The Suffragette Movement – Lead On

I gave myself a birthday present today I treated my boyfriend and me to the movie Suffragette. I thought it might be a derivative retelling of the suffragette movement in the UK in the second decade of the 20th Century. It was anything but derivative. Nothing about the fight to get the vote for women in the 20th Century is uninventive, unimaginable or uninspired.

For almost 100 years, women have been leading a crusade to obtain the vote. Through sacrifice, desperation, jail and even death, women have been driven by the need to be heard and to be accounted for in society. We make up over half of the world’s population and most of us are not heard from in the underdeveloped part of the world.

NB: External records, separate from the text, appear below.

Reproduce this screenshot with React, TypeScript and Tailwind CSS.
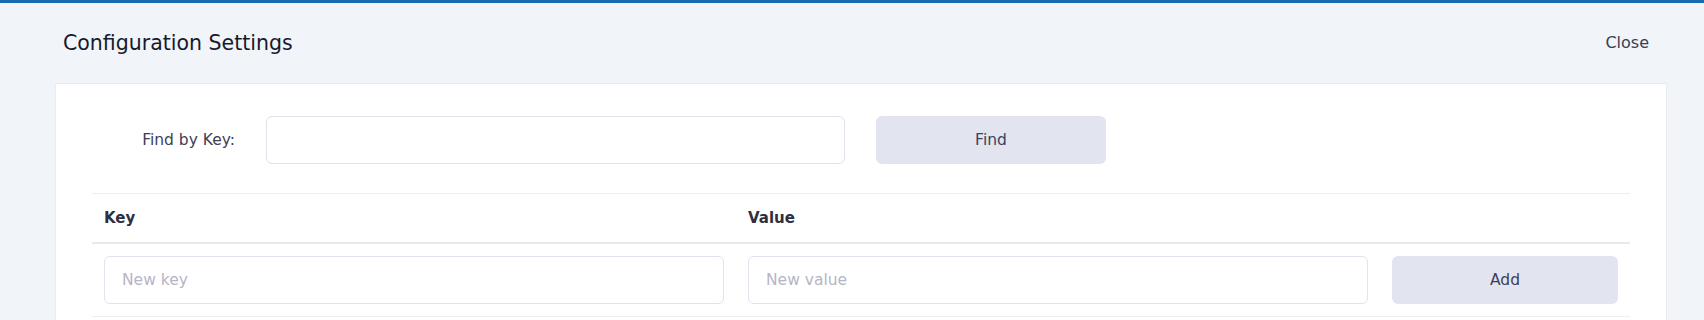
export default function App() {
	return (
		<div className="min-h-screen bg-[#f1f4f8] border-t-[3px] border-[#1a69b3] font-['DejaVu_Sans',sans-serif]">
			<div className="h-[80px] flex items-center justify-between pl-[63px] pr-[55px]">
				<h1 className="text-[20.5px] text-[#161a2c]">Configuration Settings</h1>
				<button className="text-[16px] text-[#3a3d55]">Close</button>
			</div>

			<div className="ml-[55px] mr-[37px] bg-white border border-[#e9ebf0] px-[36px] pt-[32px] pb-10">
				<div className="flex items-center">
					<label className="w-[143px] text-right text-[15.5px] text-[#3d4055] pt-[2px]">Find by Key:</label>
					<input className="ml-[31px] w-[579px] h-[48px] rounded-md border border-[#e0e2ec] px-4 text-[15px] outline-none" />
					<button className="ml-[31px] w-[230px] h-[48px] rounded-md bg-[#e2e5ef] text-[15.5px] text-[#3c4060] pt-[2px]">
						Find
					</button>
				</div>

				<div className="mt-[29px] border-t border-[#eceef2]">
					<div className="grid grid-cols-[1fr_1fr_250px] h-[50px] items-center border-b-2 border-[#e8eaf0]">
						<div className="px-3 pt-[1px] text-[15px] font-bold text-[#2e2f42]">Key</div>
						<div className="px-3 pt-[1px] text-[15px] font-bold text-[#2e2f42]">Value</div>
						<div />
					</div>
					<div className="grid grid-cols-[1fr_1fr_250px] py-3 border-b border-[#eceef2]">
						<div className="px-3">
							<input
								placeholder="New key"
								className="w-full h-[48px] rounded-md border border-[#e0e2ec] px-[17px] text-[15.5px] placeholder:text-[#b5b5c6] outline-none"
							/>
						</div>
						<div className="px-3">
							<input
								placeholder="New value"
								className="w-full h-[48px] rounded-md border border-[#e0e2ec] px-[17px] text-[15.5px] placeholder:text-[#b5b5c6] outline-none"
							/>
						</div>
						<div className="px-3">
							<button className="w-full h-[48px] rounded-md bg-[#e2e5ef] text-[15.5px] text-[#3c4060] pt-[2px]">Add</button>
						</div>
					</div>
				</div>
			</div>
		</div>
	);
}
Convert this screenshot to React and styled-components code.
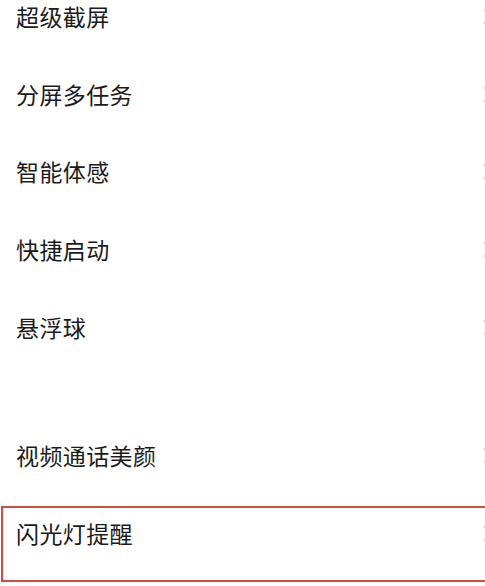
import React from "react";
import styled, { createGlobalStyle } from "styled-components";

const GlobalStyle = createGlobalStyle`
  html, body {
    margin: 0;
    padding: 0;
    background: #ffffff;
    overflow: hidden;
  }
  body {
    font-family: "Noto Sans CJK SC", "Noto Sans", sans-serif;
  }
`;

const Page = styled.div`
  width: 485px;
  height: 586px;
  overflow: hidden;
  background: #ffffff;
`;

const List = styled.div`
  display: flex;
  flex-direction: column;
  margin-top: -22px;
`;

const Row = styled.div`
  position: relative;
  display: flex;
  align-items: center;
  height: 77.6px;
  padding-left: 16px;
  box-sizing: border-box;
`;

const Label = styled.span`
  font-size: 23px;
  line-height: 1;
  color: #1b1b1b;
  letter-spacing: 0.4px;
`;

const Chevron = styled.svg`
  margin-left: auto;
  margin-right: -6px;
  width: 9px;
  height: 17px;
  flex-shrink: 0;
`;

const Spacer = styled.div`
  height: 51px;
`;

const Highlight = styled.div`
  position: absolute;
  top: 11px;
  left: 1px;
  right: -10px;
  height: 76px;
  border: 2px solid #d24a42;
  box-sizing: border-box;
  pointer-events: none;
`;

const Arrow = () => (
  <Chevron viewBox="0 0 9 17">
    <path d="M1 1 L8 8.5 L1 16" fill="none" stroke="#dcdcdc" strokeWidth="1.5" />
  </Chevron>
);

const groups = [
  ["超级截屏", "分屏多任务", "智能体感", "快捷启动", "悬浮球"],
  ["视频通话美颜", "闪光灯提醒"],
];

const Item = ({ label, marked }) => (
  <Row>
    <Label>{label}</Label>
    <Arrow />
    {marked && <Highlight />}
  </Row>
);

export default function App() {
  return (
    <Page>
      <GlobalStyle />
      <List>
        {groups[0].map((l) => (
          <Item key={l} label={l} />
        ))}
        <Spacer />
        {groups[1].map((l) => (
          <Item key={l} label={l} marked={l === "闪光灯提醒"} />
        ))}
      </List>
    </Page>
  );
}
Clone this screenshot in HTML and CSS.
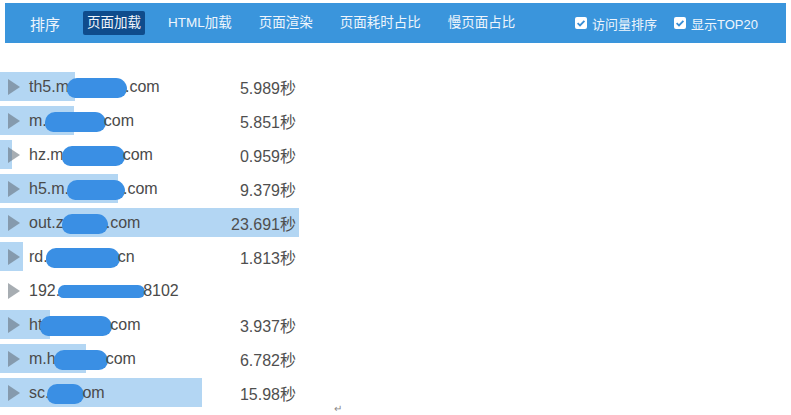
FILE: index.html
```html
<!DOCTYPE html>
<html lang="zh">
<head>
<meta charset="utf-8">
<link rel="stylesheet" href="styles.css">
</head>
<body>
<nav class="nav">
  <span class="nav-label">排序</span>
  <ul class="tabs">
    <li class="tab active">页面加载</li>
    <li class="tab">HTML加载</li>
    <li class="tab">页面渲染</li>
    <li class="tab">页面耗时占比</li>
    <li class="tab">慢页面占比</li>
  </ul>
  <div class="opts">
    <label class="opt"><span class="cb"><svg viewBox="0 0 12 12" width="12" height="12"><path d="M2.6 6.2 L5 8.4 L9.4 3.8" fill="none" stroke="#3a8fd6" stroke-width="1.8"/></svg></span>访问量排序</label>
    <label class="opt"><span class="cb"><svg viewBox="0 0 12 12" width="12" height="12"><path d="M2.6 6.2 L5 8.4 L9.4 3.8" fill="none" stroke="#3a8fd6" stroke-width="1.8"/></svg></span>显示TOP20</label>
  </div>
</nav>

<ul class="list">
  <li class="row" style="--w:75px"><span class="tri"></span><span class="host">th5.m<span class="blob" style="width:60px"></span>.com</span><span class="time">5.989秒</span></li>
  <li class="row" style="--w:74px"><span class="tri"></span><span class="host">m.<span class="blob" style="width:61px"></span>com</span><span class="time">5.851秒</span></li>
  <li class="row" style="--w:12px"><span class="tri"></span><span class="host">hz.m<span class="blob" style="width:63px"></span>com</span><span class="time">0.959秒</span></li>
  <li class="row" style="--w:118px"><span class="tri"></span><span class="host">h5.m.<span class="blob" style="width:58px"></span>.com</span><span class="time">9.379秒</span></li>
  <li class="row" style="--w:299px"><span class="tri"></span><span class="host">out.z<span class="blob" style="width:46px"></span>.com</span><span class="time">23.691秒</span></li>
  <li class="row" style="--w:23px"><span class="tri"></span><span class="host">rd.<span class="blob" style="width:74px"></span>cn</span><span class="time">1.813秒</span></li>
  <li class="row" style="--w:0px"><span class="tri"></span><span class="host">192.<span class="blob thin" style="width:87px"></span>8102</span><span class="time"></span></li>
  <li class="row" style="--w:50px"><span class="tri"></span><span class="host">ht<span class="blob" style="width:72px"></span>com</span><span class="time">3.937秒</span></li>
  <li class="row" style="--w:86px"><span class="tri"></span><span class="host">m.h<span class="blob" style="width:54px"></span>com</span><span class="time">6.782秒</span></li>
  <li class="row" style="--w:202px"><span class="tri"></span><span class="host">sc.<span class="blob" style="width:37px"></span>om</span><span class="time">15.98秒</span></li>
</ul>
<div class="mark">↵</div>
</body>
</html>
```

FILE: styles.css
```css
* { box-sizing: border-box; }
html, body { margin: 0; padding: 0; background: #fff; }
body {
  font-family: "Liberation Sans", "Noto Sans CJK SC", sans-serif;
  color: #444;
}

.nav {
  margin: 3px 5px 0 5px;
  height: 40px;
  background: #3a95dc;
  display: flex;
  align-items: center;
  padding-left: 25px;
  color: #eef5fc;
}
.nav-label {
  font-size: 15px;
  margin-right: 23px;
}
.tabs {
  list-style: none;
  margin: 0;
  padding: 0;
  display: flex;
  gap: 19px;
}
.tab {
  font-size: 13.5px;
  height: 24px;
  line-height: 24px;
  padding: 0 4px;
  white-space: nowrap;
}
.tab.active {
  background: #0f4c8c;
  border-radius: 2px;
  color: #f2f6fb;
}
.opts {
  margin-left: auto;
  padding-right: 28px;
  display: flex;
  gap: 17px;
}
.opt {
  display: flex;
  align-items: center;
  font-size: 13px;
  white-space: nowrap;
}
.cb {
  width: 12px;
  height: 12px;
  background: #fff;
  border-radius: 2px;
  margin-right: 5px;
  display: flex;
}

.list {
  list-style: none;
  margin: 29px 0 0 0;
  padding: 0;
  width: 300px;
}
.row {
  height: 29px;
  margin-bottom: 5px;
  display: flex;
  align-items: center;
  font-size: 16px;
  padding-right: 4px;
  background: linear-gradient(90deg, #b3d6f3 var(--w), transparent 0);
}
.tri {
  width: 0;
  height: 0;
  border-top: 8px solid transparent;
  border-bottom: 8px solid transparent;
  border-left: 12px solid rgba(95, 105, 115, 0.55);
  margin-left: 8px;
  margin-right: 9px;
}
.host {
  color: #4a4a4a;
  white-space: nowrap;
  display: flex;
  align-items: center;
}
.blob {
  display: inline-block;
  height: 20px;
  background: #3a8fe4;
  border-radius: 11px 12px 10px 9px;
  margin: 2px -2px 0 -2px;
}
.blob.thin { height: 13px; }
.time {
  margin-left: auto;
  color: #4f4f4f;
  white-space: nowrap;
}
.mark {
  margin: -8px 0 0 334px;
  font-size: 10px;
  line-height: 10px;
  color: #888;
}
```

Western civilization has acquiesced to the reality that women should be able to choose for themselves in all areas of life – at least in theory. However, there is still the debate in the United States that women should have full control over our bodies and that the male gender is a far superior barometer of what we need and want. What an absurd notion! Males find women very complex, and the only way they can understand us is to manage us.

The movie was emotionally moving. I cried, and then cried again and again because it was such a compelling story. I wanted to be a suffragette and fight the battle to get the vote so that I could determine my own destiny.

But I do control my destiny and I am one of the lucky women in the world who can say that. I don’t suffer degradation and food deprivation, nor do I live in squalor or poverty. I am able to get an education, to vote, to choose my profession, to marry who I wish, to raise my children the way I see fit, to determine my lifestyle choices and even to die with dignity.

Suffragette was so powerful a view of women struggling to achieve their natural rights that it captured once again the vivid stereotypes, male projections and paternalistic thinking that have produced a female underclass. The message of the movie was a grateful reminder that my life and the lives of an educated western world that we’ve come a long way toward civilized discourse and are getting closer to unequivocal disparity.

Although I have lived a little over 70 decades with gaining some knowledge and insight about the human condition, I acknowledge that I am still in an ongoing process of learning about the state of human existence.

Today, I made yet another intention to stay aware and focused about what constitutes parity in society for women. Although I can’t force the energy toward equality to move at a faster pace and instantly make the world a level playing field where rights for both men and women are equal, I can lead on by example and lend an awareness of to the plight of women who have no way to manifest their destiny. Knowledge is power and the knowledge of the history of how women struggled and fought to have an equal voice in society is germane in the way we conduct ourselves in society and lend our support to those who have no platform for their agenda.

So happy birthday to me in my 72 year. I’ve given myself yet another wake up call, another gift by renewing my intention to be all that I can be and use my knowledge and skills to influence other women to maximize their human potential so that they may lead on in their lives.